I didn’t expect the suicide of a guy I’d never heard of until today to hit me as hard as it has. Someone I know well sent a tweet this morning that if you did “not feel comfortable” attending a man’s funeral there was link to the recording of it. I’ll admit it provoked my curiosity because I wondered why someone would “not feel comfortable” attending the funeral.
There was a man named Trey Pennington. Based on what I’ve learned this morning, he was a social media guru. He brought thousands of people together across the world using the “power” of social media. He had over a hundred thousands followers on Twitter. He routinely traveled the world.
And this past Sunday, he parked his car under a tree near a church where he wasn’t allowed to be because of a restraining order connected to his divorce and ended his life.

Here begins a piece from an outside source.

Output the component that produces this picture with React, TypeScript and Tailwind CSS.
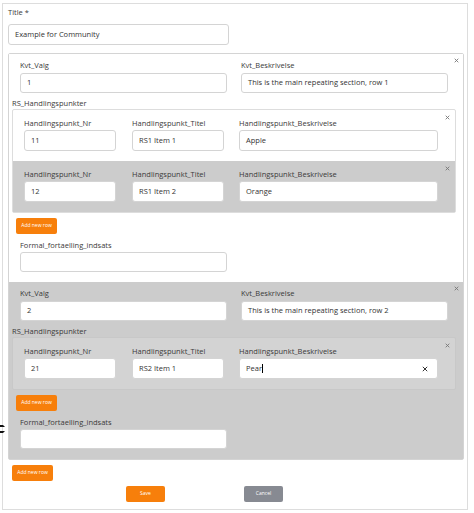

Suicide makes many people uncomfortable.
I began to see tweets with links to posts about the man and the way he impacted the lives of others. Blog post after post after post talking about him. Expressions of pain and confusion. Trying to grab onto any handle of understanding for what seems like a senseless tragedy. Many of the usual expressions we hear after a suicide of “why didn’t he ask for help” or “I wish I’d known so I could have helped him” and similar things.
And the saddest part of all is I completely understood why Trey held a gun to his body and pulled the trigger.
(Note: before this post goes further, I want to make it clear that I am NOT necessarily talking about the people connected to Trey Pennington during his life. The situation with Trey made me think about situations in my own life and that is what I will be referring to throughout the rest of this posting. If you are a friend of Trey’s, know you are in my prayers as you deal with this and that since I don’t know you the things after this point cannot be about you as far as I know.)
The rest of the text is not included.